'''
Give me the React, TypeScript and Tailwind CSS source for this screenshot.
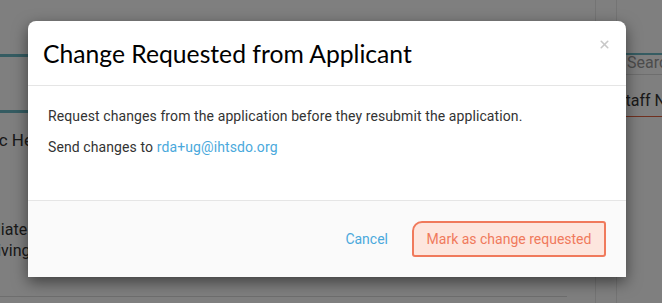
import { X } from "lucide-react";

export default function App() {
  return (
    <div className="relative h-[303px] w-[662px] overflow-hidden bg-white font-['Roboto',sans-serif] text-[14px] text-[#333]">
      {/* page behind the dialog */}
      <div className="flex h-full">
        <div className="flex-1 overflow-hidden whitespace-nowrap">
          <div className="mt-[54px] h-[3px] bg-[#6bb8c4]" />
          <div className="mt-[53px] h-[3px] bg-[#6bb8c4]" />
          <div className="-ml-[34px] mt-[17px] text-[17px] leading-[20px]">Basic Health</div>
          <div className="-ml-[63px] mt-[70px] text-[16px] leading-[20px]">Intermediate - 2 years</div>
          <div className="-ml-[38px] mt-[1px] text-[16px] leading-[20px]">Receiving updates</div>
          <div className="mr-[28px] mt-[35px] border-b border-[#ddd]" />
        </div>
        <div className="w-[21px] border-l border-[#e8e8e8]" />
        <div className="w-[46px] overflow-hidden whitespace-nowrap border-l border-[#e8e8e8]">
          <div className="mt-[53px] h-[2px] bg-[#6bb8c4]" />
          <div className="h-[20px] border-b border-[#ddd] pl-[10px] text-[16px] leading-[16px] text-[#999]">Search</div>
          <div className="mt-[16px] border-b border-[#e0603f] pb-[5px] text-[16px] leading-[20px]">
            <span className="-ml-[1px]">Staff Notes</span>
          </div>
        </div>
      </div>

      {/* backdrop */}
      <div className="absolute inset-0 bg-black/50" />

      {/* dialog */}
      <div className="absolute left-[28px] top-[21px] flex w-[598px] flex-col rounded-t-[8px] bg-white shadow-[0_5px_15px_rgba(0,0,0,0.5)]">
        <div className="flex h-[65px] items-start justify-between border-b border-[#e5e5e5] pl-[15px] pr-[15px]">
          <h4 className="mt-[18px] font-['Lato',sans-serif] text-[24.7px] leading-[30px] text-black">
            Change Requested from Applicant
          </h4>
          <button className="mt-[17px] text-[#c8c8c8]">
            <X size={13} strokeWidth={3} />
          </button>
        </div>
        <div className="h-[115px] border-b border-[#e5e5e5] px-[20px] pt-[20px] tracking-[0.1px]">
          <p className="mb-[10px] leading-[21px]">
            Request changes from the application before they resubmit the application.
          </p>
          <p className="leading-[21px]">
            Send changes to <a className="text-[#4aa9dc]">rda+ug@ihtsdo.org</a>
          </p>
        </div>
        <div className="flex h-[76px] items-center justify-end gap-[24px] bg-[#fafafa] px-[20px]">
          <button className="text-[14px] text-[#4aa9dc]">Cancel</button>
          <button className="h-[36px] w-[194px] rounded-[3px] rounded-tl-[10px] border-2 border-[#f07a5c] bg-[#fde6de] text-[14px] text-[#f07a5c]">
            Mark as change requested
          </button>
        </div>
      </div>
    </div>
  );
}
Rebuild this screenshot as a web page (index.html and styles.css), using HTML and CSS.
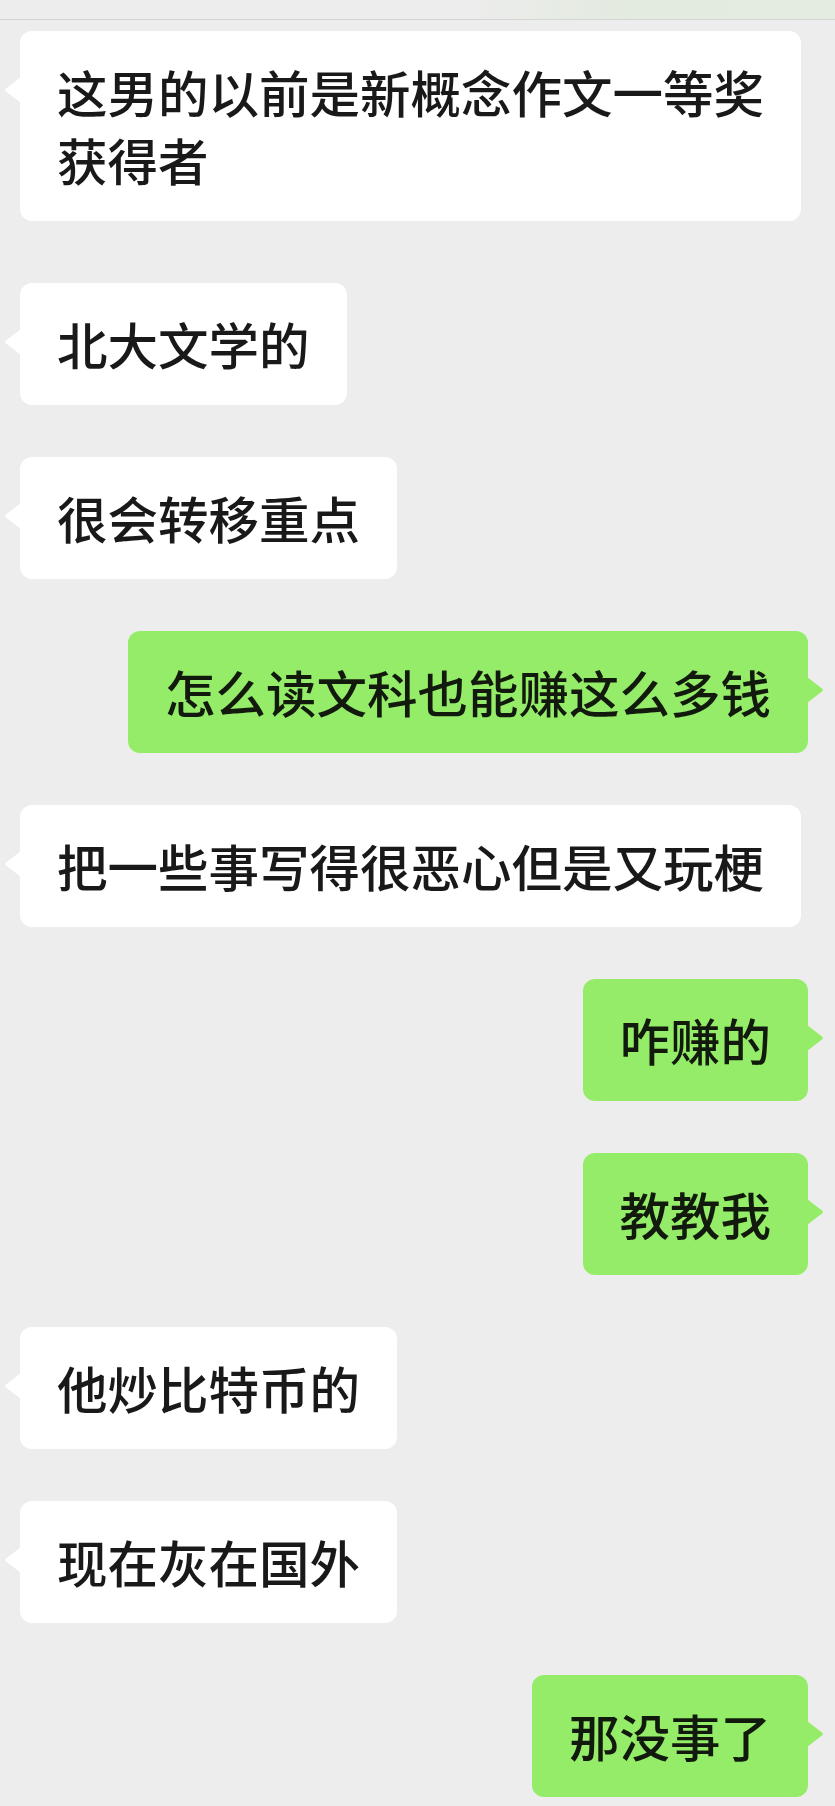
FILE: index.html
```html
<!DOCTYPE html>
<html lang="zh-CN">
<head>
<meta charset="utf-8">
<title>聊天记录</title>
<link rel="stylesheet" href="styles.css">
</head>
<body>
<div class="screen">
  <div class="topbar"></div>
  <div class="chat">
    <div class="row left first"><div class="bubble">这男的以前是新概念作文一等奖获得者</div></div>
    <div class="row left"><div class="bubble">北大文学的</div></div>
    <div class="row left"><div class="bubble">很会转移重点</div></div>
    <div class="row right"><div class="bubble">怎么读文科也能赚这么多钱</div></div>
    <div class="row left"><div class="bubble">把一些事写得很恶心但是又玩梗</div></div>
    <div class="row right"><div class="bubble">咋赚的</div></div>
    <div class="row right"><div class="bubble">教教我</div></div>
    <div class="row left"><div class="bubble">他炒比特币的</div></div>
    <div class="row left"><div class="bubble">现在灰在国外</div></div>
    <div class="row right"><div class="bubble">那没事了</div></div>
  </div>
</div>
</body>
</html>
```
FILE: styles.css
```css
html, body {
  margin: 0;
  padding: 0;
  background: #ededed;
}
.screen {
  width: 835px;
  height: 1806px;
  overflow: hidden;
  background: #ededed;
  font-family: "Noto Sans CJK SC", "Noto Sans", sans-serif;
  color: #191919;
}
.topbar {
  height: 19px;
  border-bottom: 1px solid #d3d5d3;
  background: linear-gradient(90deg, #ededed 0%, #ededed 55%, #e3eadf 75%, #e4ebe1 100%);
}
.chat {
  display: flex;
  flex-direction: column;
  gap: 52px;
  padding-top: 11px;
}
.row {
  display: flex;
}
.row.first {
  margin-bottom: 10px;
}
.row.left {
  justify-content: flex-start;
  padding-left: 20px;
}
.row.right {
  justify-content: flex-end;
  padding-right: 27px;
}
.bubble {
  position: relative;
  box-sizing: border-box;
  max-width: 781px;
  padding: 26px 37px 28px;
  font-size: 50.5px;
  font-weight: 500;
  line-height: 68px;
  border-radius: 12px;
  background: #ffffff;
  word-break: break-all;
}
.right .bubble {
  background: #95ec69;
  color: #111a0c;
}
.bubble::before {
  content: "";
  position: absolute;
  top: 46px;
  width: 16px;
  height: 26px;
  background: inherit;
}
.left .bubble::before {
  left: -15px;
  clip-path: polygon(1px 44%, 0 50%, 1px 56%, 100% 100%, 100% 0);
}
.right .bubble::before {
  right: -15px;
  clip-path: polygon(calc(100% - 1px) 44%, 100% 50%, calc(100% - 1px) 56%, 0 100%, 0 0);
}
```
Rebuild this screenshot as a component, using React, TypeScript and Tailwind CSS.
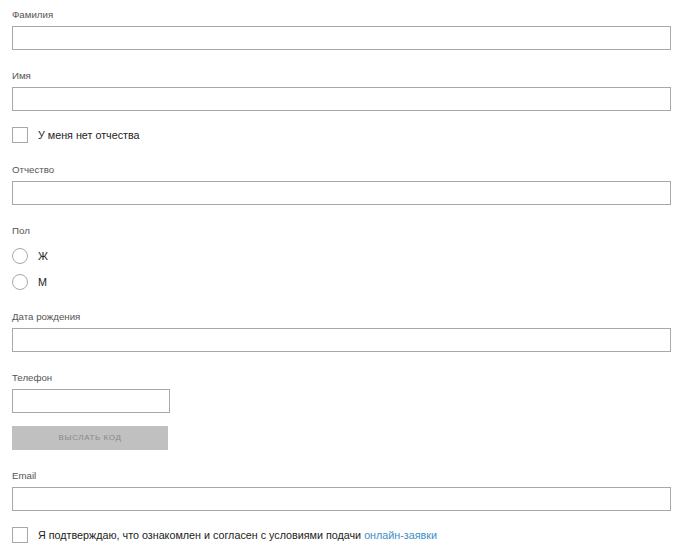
'''
'''
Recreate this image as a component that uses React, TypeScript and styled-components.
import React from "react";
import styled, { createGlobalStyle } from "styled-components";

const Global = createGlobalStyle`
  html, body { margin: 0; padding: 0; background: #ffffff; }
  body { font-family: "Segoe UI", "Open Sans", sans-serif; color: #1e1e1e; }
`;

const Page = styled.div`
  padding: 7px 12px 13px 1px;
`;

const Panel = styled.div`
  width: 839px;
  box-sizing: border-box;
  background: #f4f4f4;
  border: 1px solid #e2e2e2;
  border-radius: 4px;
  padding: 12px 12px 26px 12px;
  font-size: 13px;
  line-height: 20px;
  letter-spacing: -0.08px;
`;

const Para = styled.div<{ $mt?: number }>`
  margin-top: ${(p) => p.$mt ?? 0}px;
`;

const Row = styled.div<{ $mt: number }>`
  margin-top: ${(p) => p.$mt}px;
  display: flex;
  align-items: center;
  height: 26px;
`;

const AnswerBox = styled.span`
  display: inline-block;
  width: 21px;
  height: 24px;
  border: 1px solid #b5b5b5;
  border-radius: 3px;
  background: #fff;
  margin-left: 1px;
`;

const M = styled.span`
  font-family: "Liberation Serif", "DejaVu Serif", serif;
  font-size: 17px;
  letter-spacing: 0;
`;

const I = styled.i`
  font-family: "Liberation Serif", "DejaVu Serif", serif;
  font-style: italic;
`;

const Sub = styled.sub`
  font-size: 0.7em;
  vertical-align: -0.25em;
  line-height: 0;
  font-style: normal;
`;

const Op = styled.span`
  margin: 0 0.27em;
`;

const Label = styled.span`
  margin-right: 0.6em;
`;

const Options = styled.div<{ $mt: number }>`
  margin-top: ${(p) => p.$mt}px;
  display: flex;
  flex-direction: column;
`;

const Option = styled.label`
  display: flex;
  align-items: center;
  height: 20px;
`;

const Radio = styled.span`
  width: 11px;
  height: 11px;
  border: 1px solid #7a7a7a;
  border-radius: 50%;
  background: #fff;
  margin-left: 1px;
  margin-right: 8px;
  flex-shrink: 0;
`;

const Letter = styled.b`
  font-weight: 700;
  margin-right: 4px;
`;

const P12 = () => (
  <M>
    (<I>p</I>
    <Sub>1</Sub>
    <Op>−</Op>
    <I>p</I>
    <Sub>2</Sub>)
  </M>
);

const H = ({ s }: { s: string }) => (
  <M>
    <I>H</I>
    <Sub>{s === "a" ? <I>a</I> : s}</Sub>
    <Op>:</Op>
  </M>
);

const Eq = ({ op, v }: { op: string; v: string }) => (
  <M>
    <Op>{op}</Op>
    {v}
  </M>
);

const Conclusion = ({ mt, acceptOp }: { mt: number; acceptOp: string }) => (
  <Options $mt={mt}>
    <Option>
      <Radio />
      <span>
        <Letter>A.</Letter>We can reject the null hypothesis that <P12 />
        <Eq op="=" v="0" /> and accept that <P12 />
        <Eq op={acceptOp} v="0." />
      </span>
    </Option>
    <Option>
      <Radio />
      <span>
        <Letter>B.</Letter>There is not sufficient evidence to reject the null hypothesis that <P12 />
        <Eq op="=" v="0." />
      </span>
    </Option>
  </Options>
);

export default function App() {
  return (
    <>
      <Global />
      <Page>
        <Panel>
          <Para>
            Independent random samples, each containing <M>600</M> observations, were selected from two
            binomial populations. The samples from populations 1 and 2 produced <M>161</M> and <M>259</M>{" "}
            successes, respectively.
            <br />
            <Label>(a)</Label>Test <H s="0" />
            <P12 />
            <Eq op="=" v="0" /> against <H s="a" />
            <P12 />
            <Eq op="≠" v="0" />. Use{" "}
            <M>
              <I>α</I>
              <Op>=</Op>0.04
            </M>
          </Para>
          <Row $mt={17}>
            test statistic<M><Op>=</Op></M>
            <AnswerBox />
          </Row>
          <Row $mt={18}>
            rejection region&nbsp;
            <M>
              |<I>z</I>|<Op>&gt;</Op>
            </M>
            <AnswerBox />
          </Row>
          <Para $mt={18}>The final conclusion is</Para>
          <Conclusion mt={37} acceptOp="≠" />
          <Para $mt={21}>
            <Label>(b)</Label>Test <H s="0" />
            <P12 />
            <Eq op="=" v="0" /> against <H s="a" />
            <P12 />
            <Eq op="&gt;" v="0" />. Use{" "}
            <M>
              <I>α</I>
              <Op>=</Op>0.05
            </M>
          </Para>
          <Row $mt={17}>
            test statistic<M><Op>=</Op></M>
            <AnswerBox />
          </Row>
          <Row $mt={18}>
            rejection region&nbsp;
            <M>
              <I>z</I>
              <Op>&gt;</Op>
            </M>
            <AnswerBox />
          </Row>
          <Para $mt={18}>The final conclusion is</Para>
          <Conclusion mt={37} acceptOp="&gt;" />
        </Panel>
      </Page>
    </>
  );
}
'''
'''
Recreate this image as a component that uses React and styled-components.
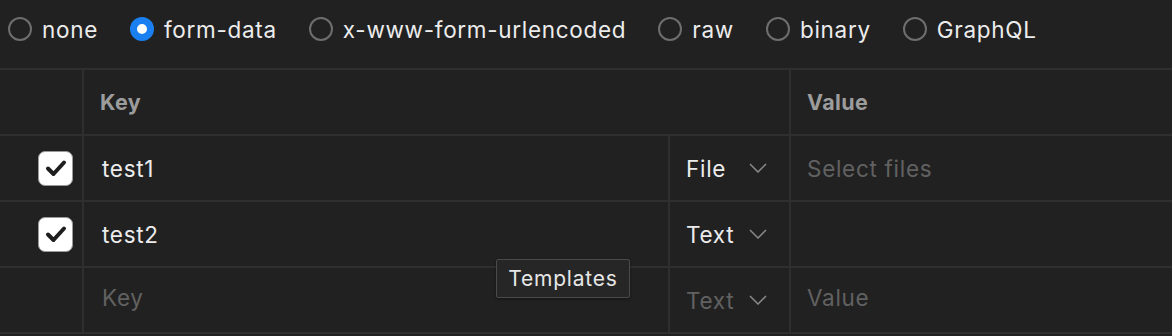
'''
What you have to do: Search the lines above for the string "image", then show every one that has it.

Response below:
Recreate this image as a component that uses React, TypeScript and styled-components.
Recreate this image as a component that uses React and styled-components.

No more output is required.